Representantes da CNA reivindicaram ao ministro da Justiça fim dos processos iniciados a partir de 2007, mesmo em terras da União, como os de ribeirinhos e outras comunidades rurais
Por Bruno Stankevicius Bassi
Na última terça-feira (15), o ministro da Justiça, Torquato Jardim, recebeu em seu gabinete representantes da Confederação da Agricultura e Pecuária do Brasil (CNA) e da Frente Parlamentar da Agropecuária (FPA). Eles defenderam a implementação do parecer 001/2017 da Advocacia-Geral da União que adota a tese do marco temporal para demarcação de terras para povos tradicionais.
E mais: pediram a suspensão de todos os processos embasados na Política Nacional de Desenvolvimento Sustentável dos Povos e Comunidades Tradicionais, adotada pelo governo de Luiz Inácio Lula da Silva, a partir de 2007.
Foi entregue um ofício, cujo teor não foi oficialmente divulgado no site da CNA, mas que solicita a revogação do Decreto nº 6.040/2007 que instituiu essa política de desenvolvimento e a suspensão dos processos demarcatórios.
O documento assinado pelo presidente da CNA, João Martins, e pela presidente da Frente Parlamentar da Agropecuária (FPA), a deputada federal Tereza Cristina (DEM-MS), critica o critério de auto atribuição e a definição dos territórios tradicionais como “espaços necessários à reprodução cultural, social e econômica dos povos e comunidades tradicionais”.
Segundo as entidades, o programa dá margem a interpretações ambíguas e afronta a ordem e segurança, além de violar a garantia à propriedade privada e à dignidade humana, dando como exemplo o processo de demarcação de terras pela Secretaria de Patrimônio da União (SPU) nas margens do Rio São Francisco, em Minas Gerais.
O ofício esquece de relatar que os chamados “terrenos marginais” reclamados pelos fazendeiros no Norte de Minas pertencem à União, conforme artigo 20, inciso III da Constituição Federal, que declara como bens da União as áreas às margens de lagos, rios e quaisquer correntes de água que banhem mais de um Estado, como é o caso do Rio São Francisco.
A região é palco de conflitos entre fazendeiros e camponeses de comunidades ribeirinhas. Um levantamento da Comissão Pastoral da Terra (CPT) identificou 14 conflitos no entorno do rio.

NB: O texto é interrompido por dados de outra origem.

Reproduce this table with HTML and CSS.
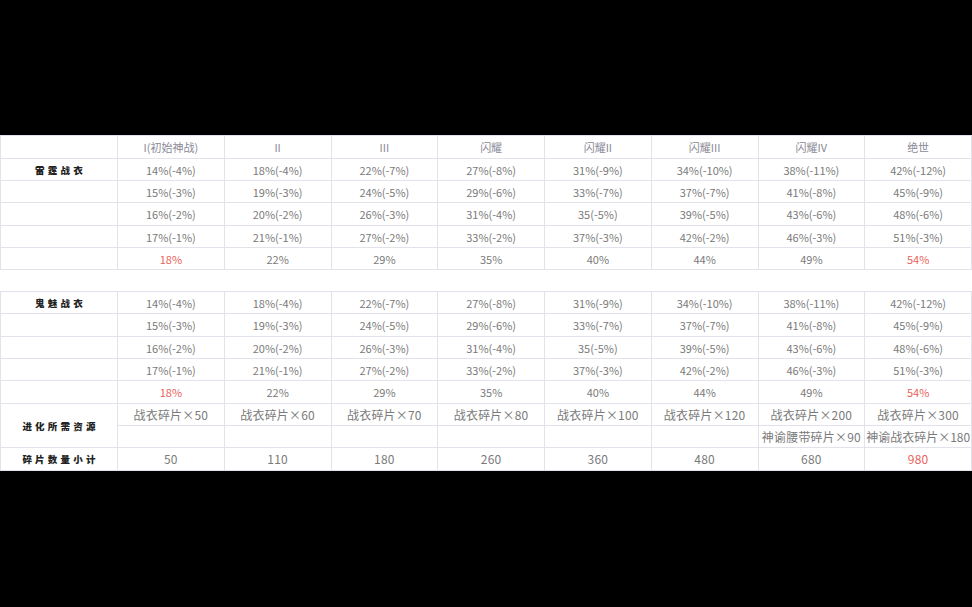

PARECER DA AGU INVIABILIZA DEMARCAÇÕES
O presidente da Federação da Agricultura e Pecuária do Mato Grosso do Sul (Famasul), Mauricio Saito, entidade filiada à CNA, pediu também ao ministro Torquato Jardim para que o parecer da AGU “seja cumprido na sua totalidade, trazendo assim aquilo que a gente busca, que é a segurança jurídica no campo”.
O parecer leva em conta decisão aplicada pelo Supremo Tribunal Federal no caso Raposa Serra do Sol, defendida vigorosamente por membros da bancada ruralista no Congresso, que fixa 5 de outubro de 1988, dia da promulgação da Constituição Federal, como data para as demarcações de terras de povos tradicionais.
Segundo lideranças indígenas, o parecer inviabiliza novas demarcações de terra. Em julho, o Ministério Público Federal no Mato Grosso ajuizou ação pedindo a suspensão imediata do parecer da AGU.
O ataque da CNA e da bancada ruralista às demarcações de terras para povos tradicionais ocorre no momento em que estudos comprovam a importância desses territórios na preservação ambiental. No caso da Amazônia, 83% do desmatamento apurado entre 2001 e 2015 ocorreu fora de territórios indígenas e áreas protegidas.
O esforço de preservação se justifica também do ponto de vista financeiro: pesquisadores do World Resource Institute estimaram que as florestas em terras indígenas podem render até US$ 1 trilhão para o Brasil nos próximos vinte anos.
Palco do maior conflito indígena do país e citado pelo presidente da Famasul como exemplo do “tensionamento no campo”, o Mato Grosso do Sul tem 92% de seu território em terras privadas. Dessa área, 83% são latifúndios.